Whereas I think the opposing opinion is of "If you just get to pick what your character does, where was the test?"
The choice is the test. To reuse my earlier example about empowering a nefarious necromancer so that they can save your mother, it is choice between opposing evil and saving one you love. You test the beliefs of characters by putting them in situations where they have to make hard choices without obvious "correct" answers. Randomising the character's reaction and denying the player the agency of making the choice would defeat the whole point.
 

This is quite different from a system like AW. Systems like FATE are good at flagging character traits, but they're not really designed to test and explore that. I would consider FATE to be most focused on a neo-trad type of play where the players define the characters and the GM's job is simply to show them in action. If they do evolve, it's a player directed arc, possibly with genre/premise dictating the models for that.

AW OTOH has ways of signalling character traits, but characters are not assumed to actually embody those, or at least you can't take them for granted. Actual play is the arbiter of actual character. If what is going on in the fiction doesn't match what you wrote on the sheet, then you rewrite your character. It's actually expected that an AW character will change playbooks during a campaign. You might start as a hardholder with your own community, etc. and become a rootless wanderer channeling the maelstrom. Interesting stuff.
Fair enough. FATE, PBtA, and similar Narrativist systems are as everyone knows not my cup of tea. I'd rather fond other ways to have my PC evolve in-game.
 

The choice is the test. To reuse my earlier example about empowering a nefarious necromancer so that they can save your mother, it is choice between opposing evil and saving one you love. You test the beliefs of characters by putting them in situations where they have to make hard choices without obvious "correct" answers. Randomising the character's reaction and denying the player the agency of making the choice would defeat the whole point.
That doesn't answer the question of why combat challenges need to use a far different and more mechanical method of resolution than literally all other challenges though.
 

That doesn't answer the question of why combat challenges need to use a far different and more mechanical method of resolution than literally all other challenges though.

They don't need to. But D&D evolved from a wargame so it has inherited this tactical minigame for combat.

But even in combat the player gets to decide what the character wants to do. That is at the core of player agency, especially in a game like D&D without player agency outside of the character. If we have rules that dictate to the player what the character wants, then that erodes agency rather significantly.
 

Whereas I think the opposing opinion is of "If you just get to pick what your character does, where was the test?"
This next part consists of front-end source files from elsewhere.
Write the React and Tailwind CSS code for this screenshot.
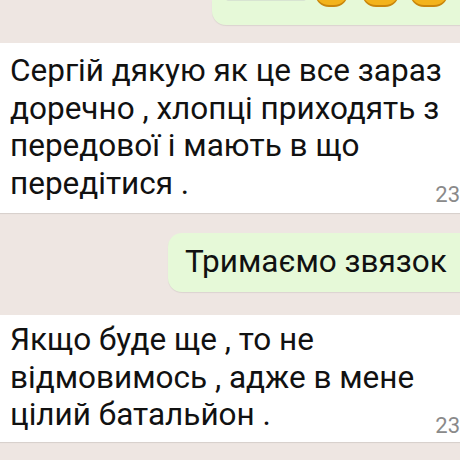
export default function App() {
  const font = { fontFamily: 'Roboto, "Noto Sans", sans-serif' };
  return (
    <div className="w-[460px] h-[460px] overflow-hidden bg-[#eee6e2] flex flex-col" style={font}>
      <div className="ml-[212px] w-[290px] h-[25px] shrink-0 bg-[#e6f9d8] rounded-bl-[14px] shadow-[0_1px_1px_rgba(0,0,0,0.08)] overflow-hidden">
        <svg width="290" height="25" viewBox="0 0 290 25">
          <rect x="14" y="-4" width="80" height="5" rx="2.5" fill="#d8e4d2" />
          <rect x="103" y="-30" width="33" height="37" rx="14" fill="#c9860c" />
          <rect x="103" y="-30" width="33" height="35" rx="14" fill="#f3b31c" />
          <rect x="150" y="-30" width="37" height="37" rx="14" fill="#c9860c" />
          <rect x="150" y="-30" width="37" height="35" rx="14" fill="#f3b31c" />
          <rect x="198" y="-30" width="38" height="37" rx="14" fill="#c9860c" />
          <rect x="198" y="-30" width="38" height="35" rx="14" fill="#f3b31c" />
        </svg>
      </div>

      <div className="mt-[18px] ml-[-20px] w-[520px] h-[170px] shrink-0 bg-white rounded-[14px] shadow-[0_1px_1px_rgba(0,0,0,0.1)] pl-[30px] pr-[40px] pt-[9px] text-[31.5px] leading-[37.5px] text-[#111]">
        <div>Сергій дякую як це все зараз</div>
        <div>доречно , хлопці приходять з</div>
        <div>передової і мають в що</div>
        <div className="flex items-end justify-between">
          <span>передітися .</span>
          <span className="mb-[-4px] text-[22px] leading-none text-[#8a8a8a]">23</span>
        </div>
      </div>

      <div className="mt-[20px] ml-[168px] w-[320px] h-[59px] shrink-0 bg-[#e6f9d8] rounded-[14px] shadow-[0_1px_1px_rgba(0,0,0,0.08)] pl-[17px] pt-[10px]">
        <p className="text-[31.5px] leading-[37.5px] text-[#111] whitespace-nowrap">Тримаємо звязок</p>
      </div>

      <div className="mt-[23px] ml-[-20px] w-[520px] h-[127px] shrink-0 bg-white rounded-[14px] shadow-[0_1px_1px_rgba(0,0,0,0.1)] pl-[30px] pr-[40px] pt-[6px] text-[31.5px] leading-[37.5px] text-[#111]">
        <div>Якщо буде ще , то не</div>
        <div>відмовимось , адже в мене</div>
        <div className="flex items-end justify-between">
          <span>цілий батальйон .</span>
          <span className="mb-[-3px] text-[22px] leading-none text-[#8a8a8a]">23</span>
        </div>
      </div>
    </div>
  );
}
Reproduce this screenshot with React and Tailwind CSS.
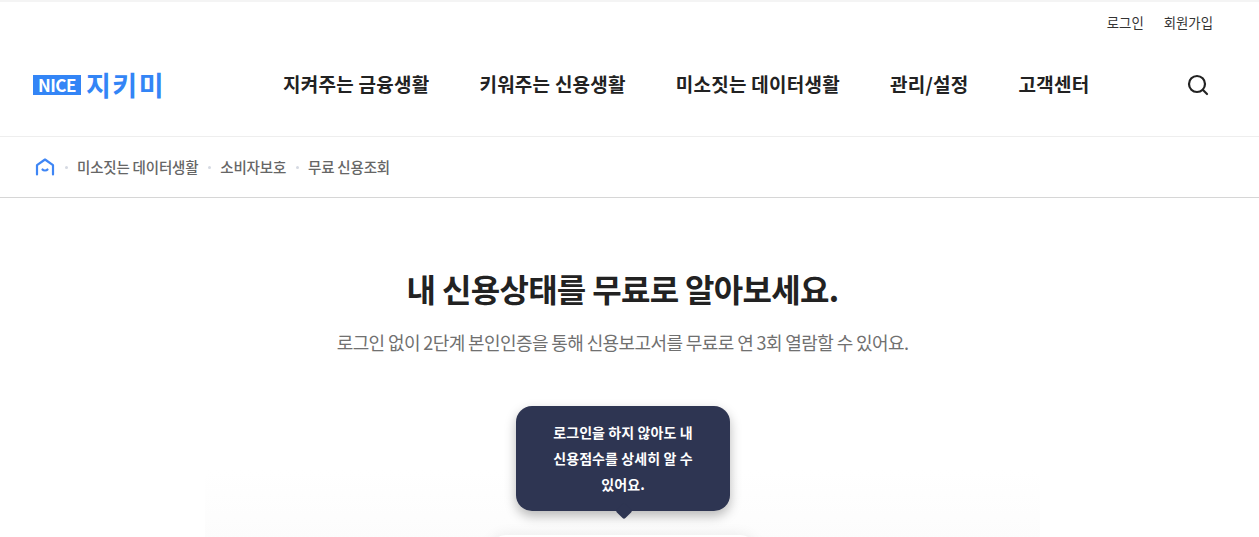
import React from 'react';

const NAV_ITEMS = ['지켜주는 금융생활', '키워주는 신용생활', '미소짓는 데이터생활', '관리/설정', '고객센터'];
const CRUMBS = ['미소짓는 데이터생활', '소비자보호', '무료 신용조회'];

function Logo() {
  return (
    <div className="flex w-[132px] items-center gap-[5px]">
      <span className="flex h-[20px] w-[48px] shrink-0 items-center justify-center bg-[#3385f6] text-[17px] font-bold leading-none tracking-[-0.5px] text-white">
        NICE
      </span>
      <span className="shrink-0 whitespace-nowrap text-[27px] font-semibold leading-none tracking-[1.5px] text-[#3385f6]">지키미</span>
    </div>
  );
}

function HomeIcon() {
  return (
    <svg width="20" height="18" viewBox="0 0 20 18" fill="none" stroke="#3f86f5" strokeWidth="2.2" strokeLinecap="round" strokeLinejoin="round">
      <path d="M2 16.5V7.2L10 1.5L18 7.2V16.5" />
      <path d="M7.5 11.5C8.5 12.8 11.5 12.8 12.5 11.5" />
    </svg>
  );
}

function SearchIcon() {
  return (
    <svg width="22" height="22" viewBox="0 0 22 22" fill="none" stroke="#222222" strokeWidth="2.2" strokeLinecap="round">
      <circle cx="10" cy="10" r="8" />
      <path d="M16 16L20 20" />
    </svg>
  );
}

function Header() {
  return (
    <header className="border-b border-[#eeeeee]">
      <div className="flex h-[40px] items-center justify-end gap-[20px] pr-[46px] text-[13.4px] text-[#333333]">
        <span>로그인</span>
        <span>회원가입</span>
      </div>
      <div className="flex h-[94px] items-center pb-[9px] pl-[33px] pr-[50px]">
        <Logo />
        <nav className="ml-[118px] flex gap-[50px] text-[19px] font-semibold tracking-[0.25px] text-[#222222]">
          {NAV_ITEMS.map(item => (
            <span key={item}>{item}</span>
          ))}
        </nav>
        <div className="ml-auto">
          <SearchIcon />
        </div>
      </div>
    </header>
  );
}

function Breadcrumb() {
  return (
    <div className="flex h-[61px] items-center border-b border-[#d6d6d6] pl-[35px] text-[14.5px] font-medium tracking-[-0.2px] text-[#666666]">
      <HomeIcon />
      {CRUMBS.map(crumb => (
        <React.Fragment key={crumb}>
          <span className="mx-[9.5px] h-[3px] w-[3px] rounded-full bg-[#d5d9e2]" />
          <span>{crumb}</span>
        </React.Fragment>
      ))}
    </div>
  );
}

function Tooltip() {
  return (
    <div className="absolute left-[516px] top-[-64px] z-10 w-[214px] rounded-[16px] bg-[#2e3552] px-[30px] pb-[14px] pt-[13px] text-center text-[14px] font-semibold leading-[26px] tracking-[0.1px] text-white [word-break:keep-all] shadow-[0_5px_12px_rgba(0,0,0,0.28)]">
      로그인을 하지 않아도 내 신용점수를 상세히 알 수 있어요.
      <span className="absolute bottom-[-6px] left-[102px] h-[12px] w-[12px] rotate-45 rounded-[2px] bg-[#2e3552]" />
    </div>
  );
}

export default function App() {
  return (
    <div className="h-screen overflow-hidden border-t-2 border-[#f4f4f4] bg-white font-['Noto_Sans_CJK_KR',sans-serif]">
      <Header />
      <Breadcrumb />
      <section className="pr-[14px] pt-[65px] text-center">
        <h1 className="text-[32px] font-bold leading-[50px] tracking-[-0.7px] text-[#222222]">내 신용상태를 무료로 알아보세요.</h1>
        <p className="mt-[15px] text-[18px] leading-[28px] tracking-[-0.6px] text-[#707070]">
          로그인 없이 2단계 본인인증을 통해 신용보고서를 무료로 연 3회 열람할 수 있어요.
        </p>
      </section>
      <section className="relative mt-[114px]">
        <Tooltip />
        <div className="ml-[205px] mr-[219px] h-[70px] bg-linear-to-b from-white to-[#fcfcfc] pt-[65px]">
          <div className="mx-auto h-[20px] w-[266px] rounded-t-[16px] bg-white shadow-[0_0_14px_rgba(0,0,0,0.08)]" />
        </div>
      </section>
    </div>
  );
}
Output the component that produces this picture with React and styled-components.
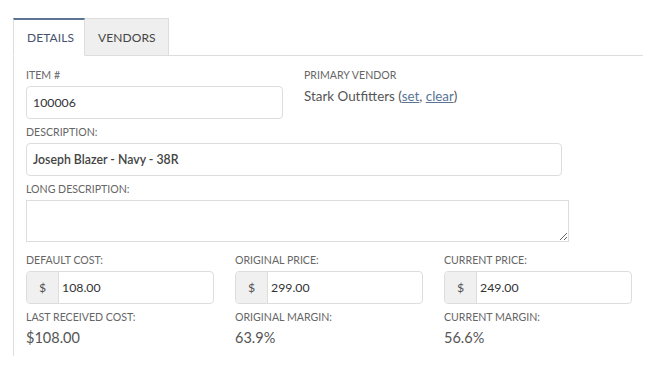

Basically, overcoming a beholder and overcoming a temptation are both just tests of your character. Why does the resolution method in the game need to apply to one and not the other?
There are a lot of these contradictions that I think are bore out of tradition and expectation. For example, magic can have complete and total overriding of a character on a single dice roll. However, for a lot of folks any effect by a social skill is not acceptable. Combat can be mechanically complex and nuanced, but social pillar should/must remain mostly/completely freeform.

...and im sympathetic to it, even if I dont agree with it here. I didnt like 4E NADs, I like rolling saving throws for my characters and NPCs, it feels like fate is in the player's hands, and I like that! Even if I can admit its more expedient to have attacker always roll.

So, there isnt a correct answer, its all based on preference. What I dont appreciate is the slippery slopes and strawmen trying to explain social skills and pillar encounters away. YMMV.